New Jersey 'Bridgegate' figure pleads guilty to corruption charge

A key figure in the "Bridgegate" scandal that tarnished New Jersey Governor Chris Christie's administration, pleaded guilty on Thursday to a federal corruption charge stemming from a scheme involving United Airlines.


As part of a plea deal for close Christie confidant David Samson, who resigned in 2014 as chairman of the Port Authority of New York and New Jersey as the bridge scandal unfolded, prosecutors recommended he serve up to two years in prison.

U.S. District Judge Jose Linares in Newark scheduled Sampson's sentencing for Oct. 20.

The airline probe emerged from an investigation into the George Washington Bridge traffic jam that top Christie aides were accused of engineering to punish a local politician.

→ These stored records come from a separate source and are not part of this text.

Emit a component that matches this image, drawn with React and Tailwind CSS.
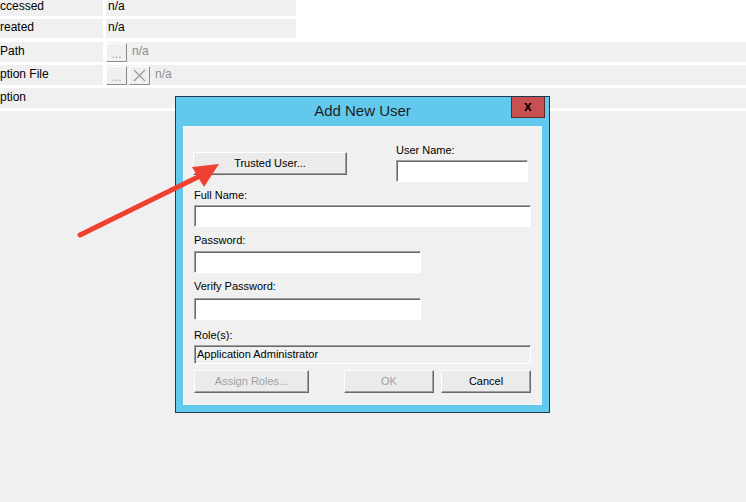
import React from 'react';

const font = { fontFamily: '"Liberation Sans", Arial, sans-serif' };

const SmallBtn = ({ children }) => (
  <div className="w-[21px] h-[19px] flex items-end justify-center bg-[#f0f0f0] border border-t-white border-l-white border-r-[#8c8c8c] border-b-[#8c8c8c] text-[#a0a0a0] text-[12px] leading-[14px]">
    {children}
  </div>
);

const Input = ({ w }) => (
  <div className={`${w} h-[22px] bg-white border border-t-[#a0a0a0] border-l-[#a0a0a0] border-r-white border-b-white shadow-[inset_1px_1px_0_#696969]`}></div>
);

const WinButton = ({ w, disabled, children }) => (
  <div
    className={`${w} h-[23px] flex items-center justify-center bg-[#ebebeb] border border-t-white border-l-white border-r-[#696969] border-b-[#696969] shadow-[inset_-1px_-1px_0_#a0a0a0] text-[11px] ${disabled ? 'text-[#a0a0a0]' : 'text-black'}`}
  >
    {children}
  </div>
);

const Label = ({ h, mt, children }) => (
  <div className={`${h} ${mt} text-[11px] leading-[12px] text-black`}>{children}</div>
);

export default function App() {
  return (
    <div className="relative w-[746px] h-[502px] bg-[#f0f0f0] overflow-hidden" style={font}>
      {/* property rows */}
      <div className="bg-white flex flex-col pb-[3px] text-[12px] text-black">
        <div className="h-[16px] flex">
          <div className="w-[103px] bg-[#f0f0f0] leading-[12px]">ccessed</div>
          <div className="ml-[3px] w-[190px] bg-[#f0f0f0] pl-[2px] leading-[12px]">n/a</div>
        </div>
        <div className="h-[19px] mt-[3px] flex">
          <div className="w-[103px] bg-[#f0f0f0] flex items-center pb-[3px]">reated</div>
          <div className="ml-[3px] w-[190px] bg-[#f0f0f0] pl-[2px] flex items-center pb-[3px]">n/a</div>
        </div>
        <div className="h-[20px] mt-[4px] flex">
          <div className="w-[103px] bg-[#f0f0f0] flex items-center pb-[3px]">Path</div>
          <div className="ml-[3px] flex-1 bg-[#f0f0f0] flex items-center">
            <SmallBtn>...</SmallBtn>
            <span className="ml-[5px] mb-[3px] text-[#8c8c8c]">n/a</span>
          </div>
        </div>
        <div className="h-[20px] mt-[3px] flex">
          <div className="w-[103px] bg-[#f0f0f0] flex items-center pb-[3px]">ption File</div>
          <div className="ml-[3px] flex-1 bg-[#f0f0f0] flex items-center">
            <SmallBtn>...</SmallBtn>
            <div className="ml-[2px] w-[21px] h-[19px] flex items-center justify-center bg-[#f0f0f0] border border-t-white border-l-white border-r-[#8c8c8c] border-b-[#8c8c8c]">
              <svg width="13" height="13" viewBox="0 0 13 13">
                <path d="M1 1 L12 12 M12 1 L1 12" stroke="#9a9a9a" strokeWidth="1.2" />
              </svg>
            </div>
            <span className="ml-[5px] mb-[3px] text-[#8c8c8c]">n/a</span>
          </div>
        </div>
        <div className="h-[20px] mt-[3px] flex bg-[#f0f0f0]">
          <div className="w-[103px] flex items-center pb-[3px]">ption</div>
        </div>
      </div>

      {/* dialog window */}
      <div className="absolute left-[175px] top-[96px] w-[375px] h-[317px] border border-[#1d3a50] bg-[#63c9ec] flex flex-col">
        <div className="relative h-[29px] flex items-center justify-center text-[15px] text-[#1e1e1e]">
          Add New User
          <div className="absolute -top-[1px] right-[4px] w-[34px] h-[22px] bg-[#c75050] border border-[#5a2a2a] border-t-[#1d3a50] flex items-center justify-center text-[14px] font-bold text-black leading-none pb-[3px]">
            x
          </div>
        </div>
        <div className="mx-[7px] h-[279px] bg-[#f0f0f0] border border-[#f7f7f7] pl-[10px] pt-[17px]">
          <div className="flex">
            <div className="pt-[8px] -ml-[1px]">
              <WinButton w="w-[154px]">Trusted User...</WinButton>
            </div>
            <div className="ml-[49px] flex flex-col">
              <Label h="h-[16px]" mt="mt-0">User Name:</Label>
              <Input w="w-[132px]" />
            </div>
          </div>
          <Label h="h-[16px]" mt="mt-[7px]">Full Name:</Label>
          <Input w="w-[337px]" />
          <Label h="h-[17px]" mt="mt-[7px]">Password:</Label>
          <Input w="w-[227px]" />
          <Label h="h-[18px]" mt="mt-[7px]">Verify Password:</Label>
          <Input w="w-[227px]" />
          <Label h="h-[16px]" mt="mt-[9px]">Role(s):</Label>
          <div className="w-[337px] h-[19px] bg-[#f0f0f0] border border-t-[#a0a0a0] border-l-[#a0a0a0] border-r-white border-b-white shadow-[inset_1px_1px_0_#696969] pl-[2px] text-[11px] leading-[16px] text-black">
            Application Administrator
          </div>
          <div className="mt-[6px] flex">
            <WinButton w="w-[115px]" disabled>Assign Roles...</WinButton>
            <div className="ml-[35px]">
              <WinButton w="w-[90px]" disabled>OK</WinButton>
            </div>
            <div className="ml-[7px]">
              <WinButton w="w-[90px]">Cancel</WinButton>
            </div>
          </div>
        </div>
      </div>

      {/* annotation arrow */}
      <svg className="absolute left-0 top-0 pointer-events-none" width="746" height="502" viewBox="0 0 746 502">
        <line x1="80" y1="235" x2="200" y2="176" stroke="#ef4131" strokeWidth="5" strokeLinecap="round" />
        <polygon points="219,164 192,167 204,187" fill="#ef4131" />
      </svg>
    </div>
  );
}
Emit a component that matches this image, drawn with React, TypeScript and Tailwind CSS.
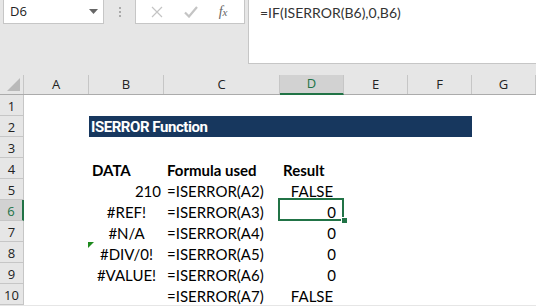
import React from 'react';

const cols = ['A', 'B', 'C', 'D', 'E', 'F', 'G'];
const colW = ['w-[65px]', 'w-[75px]', 'w-[116px]', 'w-[64px]', 'w-[64px]', 'w-[64px]', 'flex-1'];

type Row = { b?: string; bAlign?: 'right' | 'center' | 'left'; c?: string; d?: string; dAlign?: 'right' | 'center' | 'left'; bold?: boolean };

const rows: Record<number, Row> = {
  4: { b: 'DATA', bAlign: 'left', c: 'Formula used', d: 'Result', dAlign: 'left', bold: true },
  5: { b: '210', bAlign: 'right', c: '=ISERROR(A2)', d: 'FALSE', dAlign: 'center' },
  6: { b: '#REF!', bAlign: 'center', c: '=ISERROR(A3)', d: '0', dAlign: 'right' },
  7: { b: '#N/A', bAlign: 'center', c: '=ISERROR(A4)', d: '0', dAlign: 'right' },
  8: { b: '#DIV/0!', bAlign: 'center', c: '=ISERROR(A5)', d: '0', dAlign: 'right' },
  9: { b: '#VALUE!', bAlign: 'center', c: '=ISERROR(A6)', d: '0', dAlign: 'right' },
  10: { c: '=ISERROR(A7)', d: 'FALSE', dAlign: 'center' },
};

const alignCls = (a?: string) =>
  a === 'right' ? 'justify-end pr-[3px]' : a === 'center' ? 'justify-center' : 'justify-start pl-[3px]';

export default function App() {
  const cell = "font-['Lato',sans-serif] text-[15px] leading-[18px] text-black";

  return (
    <div className="w-[536px] h-[306px] overflow-hidden bg-[#e6e6e6] font-['Open_Sans',sans-serif]">
      {/* Formula bar */}
      <div className="flex items-start h-[64px]">
        <div className="ml-[3px] w-[101px] h-[24px] bg-white border border-t-0 border-[#c6c6c6] flex items-center justify-between pl-[6px] pr-[5px]">
          <span className="text-[13px] text-[#222]">D6</span>
          <svg width="9" height="5" viewBox="0 0 9 5">
            <path d="M0 0h9L4.5 5z" fill="#666" />
          </svg>
        </div>
        <div className="w-[31px] h-[24px] flex flex-col items-center justify-center gap-[2px]">
          <span className="w-[2px] h-[2px] bg-[#aaa]" />
          <span className="w-[2px] h-[2px] bg-[#aaa]" />
          <span className="w-[2px] h-[2px] bg-[#aaa]" />
        </div>
        <div className="w-[110px] h-[24px] bg-white border border-t-0 border-[#c6c6c6] flex items-center justify-around pl-[4px] pr-[6px]">
          <svg width="12" height="12" viewBox="0 0 12 12">
            <path d="M1 1l10 10M11 1L1 11" stroke="#c4c4c4" strokeWidth="1.2" />
          </svg>
          <svg width="14" height="12" viewBox="0 0 14 12">
            <path d="M1 6.5l4 4L13 1" stroke="#c4c4c4" strokeWidth="2.2" fill="none" />
          </svg>
          <span className="font-['Liberation_Serif',serif] italic text-[14px] text-[#666] leading-none">
            f<span className="text-[11px]">x</span>
          </span>
        </div>
        <div className="ml-[3px] flex-1 h-[64px] bg-white border-l border-b border-[#c6c6c6] pl-[11px] pt-[6px]">
          <span className="block font-['Lato',sans-serif] text-[14px] leading-none text-[#333]">=IF(ISERROR(B6),0,B6)</span>
        </div>
      </div>

      {/* Column headers */}
      <div className="mt-[11px] flex h-[20px] border-b border-[#ababab] text-[13px] text-[#222]">
        <div className="w-[24px] shrink-0 border-r border-[#c6c6c6] relative">
          <svg className="absolute right-[3px] bottom-[3px]" width="13" height="13" viewBox="0 0 13 13">
            <path d="M13 0V13H0z" fill="#b9b9b9" />
          </svg>
        </div>
        {cols.map((c, i) => (
          <div
            key={c}
            className={`${colW[i]} shrink-0 flex items-center justify-center border-r border-[#c6c6c6] ${
              c === 'D' ? 'bg-[#d2d2d2] text-[#217346] border-b-2 border-b-[#217346] -mb-px' : ''
            }`}
          >
            {c}
          </div>
        ))}
      </div>

      {/* Rows */}
      {Array.from({ length: 10 }, (_, i) => i + 1).map((n) => {
        const r = rows[n];
        return (
          <div key={n} className="flex h-[21px]">
            <div
              className={`w-[24px] shrink-0 border-b border-r border-[#c6c6c6] flex items-center justify-center pt-[3px] text-[13px] ${
                n === 6 ? 'bg-[#d2d2d2] text-[#217346] border-r-2 border-r-[#217346]' : 'text-[#222]'
              }`}
            >
              {n}
            </div>
            <div className="flex-1 bg-white flex">
              <div className="w-[65px] shrink-0" />
              {n === 2 ? (
                <div className="w-[383px] shrink-0 bg-[#17375e] flex items-center pl-[2px] pt-[1px]">
                  <span className="font-['Roboto',sans-serif] font-bold text-[15px] text-white tracking-[-0.45px]">
                    ISERROR Function
                  </span>
                </div>
              ) : (
                <>
                  <div className={`w-[75px] shrink-0 flex items-end relative ${alignCls(r?.bAlign)} ${cell} ${r?.bold ? 'font-bold' : ''}`}>
                    {n === 8 && (
                      <svg className="absolute -left-px top-0" width="6" height="6" viewBox="0 0 6 6">
                        <path d="M0 0H6L0 6z" fill="#1e8a1e" />
                      </svg>
                    )}
                    {r?.b}
                  </div>
                  <div className={`w-[116px] shrink-0 flex items-end ${alignCls('left')} ${cell} ${r?.bold ? 'font-bold' : ''}`}>
                    {r?.c}
                  </div>
                  <div className={`w-[64px] shrink-0 flex items-end relative ${alignCls(r?.dAlign)} ${r?.dAlign === 'right' ? 'pr-[8px]' : ''} ${cell} ${r?.bold ? 'font-bold' : ''}`}>
                    {n === 6 && (
                      <>
                        <div className="absolute -left-[2px] -top-[2px] w-[66px] h-[23px] border-2 border-[#217346]" />
                        <div className="absolute left-[61px] top-[17px] w-[7px] h-[7px] bg-[#217346] border border-white" />
                      </>
                    )}
                    {r?.d}
                  </div>
                </>
              )}
            </div>
          </div>
        );
      })}
    </div>
  );
}
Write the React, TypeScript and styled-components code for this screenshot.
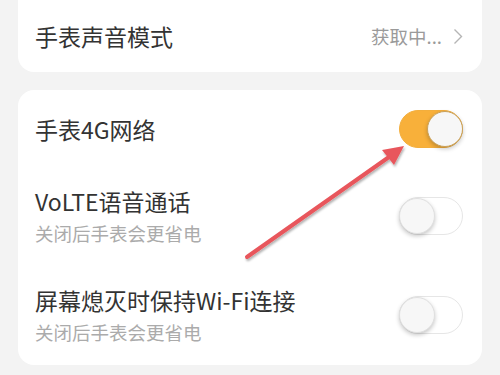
import styled, { createGlobalStyle } from 'styled-components';

const GlobalStyle = createGlobalStyle`
	html, body {
		margin: 0;
		padding: 0;
		background: #f3f3f3;
	}

	body {
		font-family: "Noto Sans CJK SC", "Noto Sans", sans-serif;
		color: #333;
	}
`;

const Page = styled.div`
	position: relative;
	width: 500px;
	height: 375px;
	overflow: hidden;
	padding: 0 18px;
	box-sizing: border-box;
	background: #f3f3f3;
`;

const Card = styled.div<{ $top?: number; $cut?: boolean }>`
	background: #fff;
	margin-top: ${(props) => props.$top ?? 0}px;
	border-radius: ${(props) => (props.$cut ? '0 0 16px 16px' : '16px')};
	padding: 0 19px 0 17px;
`;

const Row = styled.div<{ $height: number }>`
	display: flex;
	align-items: center;
	justify-content: space-between;
	height: ${(props) => props.$height}px;
`;

const Texts = styled.div`
	display: flex;
	flex-direction: column;
`;

const Title = styled.div`
	font-size: 23px;
	line-height: 28px;
	font-weight: 400;
	color: #333;
`;

const Sub = styled.div`
	font-size: 18.5px;
	line-height: 22px;
	margin-top: 7px;
	color: #ababab;
`;

const Value = styled.div`
	display: flex;
	align-items: center;
	gap: 11px;
	font-size: 18.5px;
	color: #9a9a9a;
`;

const Switch = styled.div<{ $on?: boolean }>`
	position: relative;
	width: 64px;
	height: 38px;
	border-radius: 19px;
	box-sizing: border-box;
	background: ${(props) => (props.$on ? '#f8b03a' : '#fff')};
	border: 1.5px solid ${(props) => (props.$on ? '#f3ae3c' : '#e6e6e6')};
	flex-shrink: 0;

	&::after {
		content: '';
		position: absolute;
		top: 0;
		left: ${(props) => (props.$on ? '27px' : '-1px')};
		width: 34px;
		height: 34px;
		border-radius: 50%;
		background: #f7f7f7;
		border: 1px solid ${(props) => (props.$on ? '#c9a15a' : '#e0e0e0')};
		box-shadow: 0 2px 4px rgba(0, 0, 0, 0.22);
	}
`;

const Arrow = styled.svg`
	position: absolute;
	left: 230px;
	top: 130px;
	overflow: visible;
`;

const Chevron = () => (
	<svg width="10" height="17" viewBox="0 0 10 17">
		<path d="M1.5 1.5 L8.5 8.5 L1.5 15.5" fill="none" stroke="#b5b5b5" strokeWidth="1.4" />
	</svg>
);

const App = () => {
	return (
		<>
			<GlobalStyle />
			<Page>
				<Card $cut>
					<Row $height={72}>
						<Title>手表声音模式</Title>
						<Value>
							获取中...
							<Chevron />
						</Value>
					</Row>
				</Card>
				<Card $top={18}>
					<Row $height={77}>
						<Title>手表4G网络</Title>
						<Switch $on />
					</Row>
					<Row $height={97}>
						<Texts>
							<Title>VoLTE语音通话</Title>
							<Sub>关闭后手表会更省电</Sub>
						</Texts>
						<Switch />
					</Row>
					<Row $height={101}>
						<Texts>
							<Title>屏幕熄灭时保持Wi-Fi连接</Title>
							<Sub>关闭后手表会更省电</Sub>
						</Texts>
						<Switch />
					</Row>
				</Card>
				<Arrow width="190" height="145" viewBox="0 0 190 145">
					<defs>
						<filter id="sh" x="-20%" y="-20%" width="140%" height="140%">
							<feDropShadow dx="1" dy="2" stdDeviation="1.2" floodColor="#000" floodOpacity="0.3" />
						</filter>
					</defs>
					<g filter="url(#sh)">
						<line x1="17" y1="127" x2="159" y2="27" stroke="#e8575c" strokeWidth="4" strokeLinecap="round" />
						<polygon points="174,16 164,35 152,20" fill="#e8575c" />
					</g>
				</Arrow>
			</Page>
		</>
	);
};

export default App;
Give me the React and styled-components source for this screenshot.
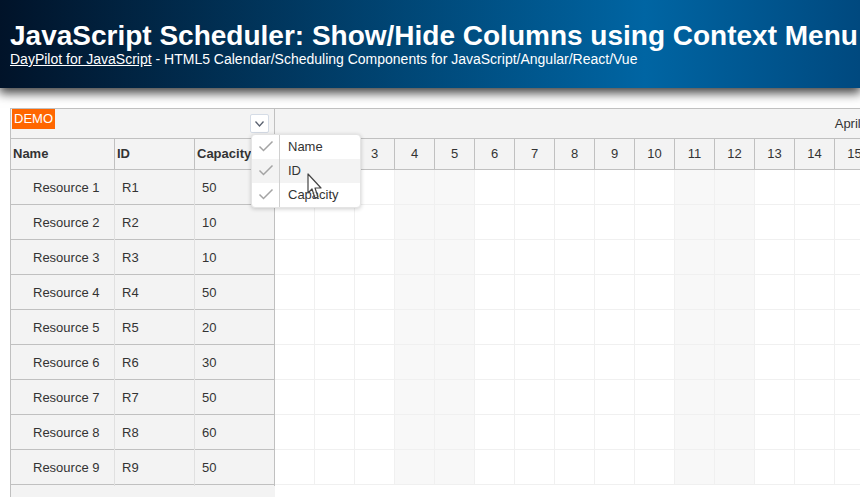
import styled, { createGlobalStyle } from 'styled-components';

const GlobalStyle = createGlobalStyle`
  html, body {
    margin: 0;
    padding: 0;
    height: 100%;
    overflow: hidden;
    background: #fff;
  }
  body {
    font-family: 'Liberation Sans', Arial, sans-serif;
    font-size: 13px;
    color: #333;
  }
`;

const Page = styled.div`
  width: 860px;
  height: 497px;
  overflow: hidden;
  position: relative;
`;

const Header = styled.header`
  height: 88px;
  box-sizing: border-box;
  padding-top: 20px;
  padding-left: 10px;
  background: linear-gradient(to right, #011329 0%, #0065a3 75%, #00497f 100%);
  box-shadow: 0 4px 10px 1px rgba(0, 0, 0, 0.75);
  color: #fff;
  white-space: nowrap;
`;

const Title = styled.h1`
  margin: 0;
  font-size: 28px;
  line-height: 31px;
  font-weight: bold;
`;

const Subtitle = styled.div`
  font-size: 14px;
  line-height: 16px;

  a {
    color: #fff;
    text-decoration: underline;
  }
`;

const Scheduler = styled.div`
  margin: 20px 0 0 10px;
  display: flex;
  width: 1500px;
  height: 389px;
`;

const Side = styled.div`
  width: 265px;
  flex: none;
  box-sizing: border-box;
  border-left: 1px solid #c0c0c0;
  background: #f3f3f3;
`;

const Corner = styled.div`
  position: relative;
  height: 31px;
  box-sizing: border-box;
  border-top: 1px solid #c0c0c0;
  border-bottom: 1px solid #c0c0c0;
  border-right: 1px solid #c0c0c0;
`;

const DemoBadge = styled.div`
  position: absolute;
  top: 0;
  left: 1px;
  width: 43px;
  height: 20px;
  box-sizing: border-box;
  padding-left: 2px;
  background: #ff6600;
  color: #fff;
  font-size: 13px;
  line-height: 19px;
`;

const ColumnsButton = styled.div`
  position: absolute;
  top: 5px;
  right: 5px;
  width: 19px;
  height: 19px;
  box-sizing: border-box;
  display: flex;
  align-items: center;
  justify-content: center;
  background: #fff;
  border: 1px solid #d5dce6;
  border-radius: 2px;
  color: #5a6270;
`;

const Row = styled.div`
  display: grid;
  grid-template-columns: 104px 80px 80px;
  height: ${(p) => p.$height}px;
  box-sizing: border-box;
  border-bottom: 1px solid #c0c0c0;
`;

const HeadCell = styled.div`
  box-sizing: border-box;
  border-right: 1px solid #c0c0c0;
  padding-left: 2px;
  font-weight: bold;
  line-height: 30px;
  white-space: nowrap;
  overflow: hidden;
`;

const Cell = styled.div`
  box-sizing: border-box;
  border-right: 1px solid ${(p) => (p.$last ? '#c0c0c0' : '#e0e0e0')};
  padding-left: ${(p) => p.$indent}px;
  line-height: 36px;
`;

const Main = styled.div`
  flex: 1;
  min-width: 0;
  background: #fff;
`;

const MonthRow = styled.div`
  height: 31px;
  box-sizing: border-box;
  border-top: 1px solid #c0c0c0;
  border-bottom: 1px solid #c0c0c0;
  background: #f3f3f3;
  width: 1200px;
  padding-right: 22px;
  text-align: center;
  line-height: 29px;
`;

const Days = styled.div`
  display: flex;
  height: 31px;
  box-sizing: border-box;
  border-bottom: 1px solid #c0c0c0;
  background: #f3f3f3;
  width: 1200px;
`;

const Day = styled.div`
  width: 40px;
  flex: none;
  box-sizing: border-box;
  border-right: 1px solid #c0c0c0;
  text-align: center;
  line-height: 30px;
`;

const GridRow = styled.div`
  display: flex;
  height: 35px;
  box-sizing: border-box;
  border-bottom: 1px solid #f0f0f0;
  width: 1200px;
`;

const GridCell = styled.div`
  width: 40px;
  flex: none;
  box-sizing: border-box;
  border-right: 1px solid #f0f0f0;
  background: ${(p) => (p.$weekend ? '#f8f8f8' : '#fff')};
`;

const Menu = styled.div`
  position: absolute;
  top: 134px;
  left: 251px;
  width: 110px;
  box-sizing: border-box;
  background: #fff;
  border: 1px solid #e4e4e4;
  border-radius: 4px;
  box-shadow: 0 1px 4px rgba(0, 0, 0, 0.2);
`;

const MenuItem = styled.div`
  display: flex;
  height: 24px;
  align-items: center;
  background: ${(p) => (p.$hover ? '#f3f3f3' : 'transparent')};
`;

const MenuCheck = styled.div`
  width: 28px;
  height: 100%;
  flex: none;
  box-sizing: border-box;
  border-right: 1px solid #d0d0d0;
  display: flex;
  align-items: center;
  justify-content: center;
  padding-bottom: 3px;
  color: #a4a4a4;
`;

const MenuLabel = styled.div`
  padding: 0 0 2px 8px;
  font-size: 13px;
`;

const Cursor = styled.svg`
  position: absolute;
  top: 173px;
  left: 307px;
`;

const resources = [
  ['Resource 1', 'R1', 50],
  ['Resource 2', 'R2', 10],
  ['Resource 3', 'R3', 10],
  ['Resource 4', 'R4', 50],
  ['Resource 5', 'R5', 20],
  ['Resource 6', 'R6', 30],
  ['Resource 7', 'R7', 50],
  ['Resource 8', 'R8', 60],
  ['Resource 9', 'R9', 50],
];

const days = Array.from({ length: 30 }, (_, i) => i + 1);
const isWeekend = (d) => d % 7 === 4 || d % 7 === 5;

const Check = () => (
  <svg width="16" height="12" viewBox="0 0 16 12" fill="none" stroke="currentColor" strokeWidth="1.5">
    <path d="M1.5 6.5 L5.5 10.5 L14.5 1.5" />
  </svg>
);

export default function App() {
  return (
    <Page>
      <GlobalStyle />
      <Header>
        <Title>JavaScript Scheduler: Show/Hide Columns using Context Menu</Title>
        <Subtitle>
          <a href="#daypilot">DayPilot for JavaScript</a> - HTML5 Calendar/Scheduling Components for JavaScript/Angular/React/Vue
        </Subtitle>
      </Header>

      <Scheduler>
        <Side>
          <Corner>
            <DemoBadge>DEMO</DemoBadge>
            <ColumnsButton>
              <svg width="9" height="6" viewBox="0 0 9 6" fill="none" stroke="currentColor" strokeWidth="1.3">
                <path d="M0.5 0.5 L4.5 5 L8.5 0.5" />
              </svg>
            </ColumnsButton>
          </Corner>
          <Row $height={31}>
            <HeadCell>Name</HeadCell>
            <HeadCell>ID</HeadCell>
            <HeadCell>Capacity</HeadCell>
          </Row>
          {resources.map(([name, id, capacity]) => (
            <Row key={id} $height={35}>
              <Cell $indent={22}>{name}</Cell>
              <Cell $indent={7}>{id}</Cell>
              <Cell $indent={7} $last>{capacity}</Cell>
            </Row>
          ))}
        </Side>

        <Main>
          <MonthRow>April 2025</MonthRow>
          <Days>
            {days.map((d) => (
              <Day key={d}>{d}</Day>
            ))}
          </Days>
          {resources.map(([, id]) => (
            <GridRow key={id}>
              {days.map((d) => (
                <GridCell key={d} $weekend={isWeekend(d)} />
              ))}
            </GridRow>
          ))}
        </Main>
      </Scheduler>

      <Menu>
        <MenuItem>
          <MenuCheck><Check /></MenuCheck>
          <MenuLabel>Name</MenuLabel>
        </MenuItem>
        <MenuItem $hover>
          <MenuCheck><Check /></MenuCheck>
          <MenuLabel>ID</MenuLabel>
        </MenuItem>
        <MenuItem>
          <MenuCheck><Check /></MenuCheck>
          <MenuLabel>Capacity</MenuLabel>
        </MenuItem>
      </Menu>

      <Cursor width="16" height="28" viewBox="0 0 16 28">
        <path
          d="M1 1 L1 20 L5 16 L8 25 L11 24 L8 15 L14 15 Z"
          fill="#fff"
          fillOpacity="0.8"
          stroke="#444"
          strokeWidth="1.2"
          strokeLinejoin="round"
        />
      </Cursor>
    </Page>
  );
}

However, the airline scheme was unrelated to the gridlock scandal that hung over Christie's failed White House bid and continues to cast a shadow as he is among those being considered as a running-mate for presumptive Republican presidential nominee Donald Trump.

United Continental Holdings Inc Chief Executive Jeff Smisek and two other senior executives resigned in September 2015 after an internal probe into whether the airline tried to curry favor with Samson by adding non-stop flights between New Jersey and South Carolina, where Samson had a vacation home.

The flights between Newark Liberty International Airport, which is run by the Port Authority and where United sought improvements, were more than half-empty on average, according to U.S. government data. They ended after Samson resigned in 2014.

In court, Judge Linares said he accepted Samson's guilty plea to knowingly and corruptly accepting a thing of value, a reference to the airline flights, in return for influence with the Port Authority.

Samson's attorney, Michael Chertoff, did not immediately respond to a request for comment. A Christie spokesman declined to comment, as did United officials.

The plea deal does not call for Samson, a former New Jersey attorney general appointed by Christie to head the Port Authority in 2011, to cooperate with the government in its ongoing Bridgegate investigation, local media said. Bridge lane closings sparked a three-day traffic jam in September 2013.

A September trial date has been set for former top Christie aides Bill Baroni and Bridget Anne Kelly, who famously emailed a colleague, "Time for some traffic problems in Fort Lee," before the closures. Fort Lee Mayor Mark Sokolich had declined to endorse Christie's re-election effort in 2013.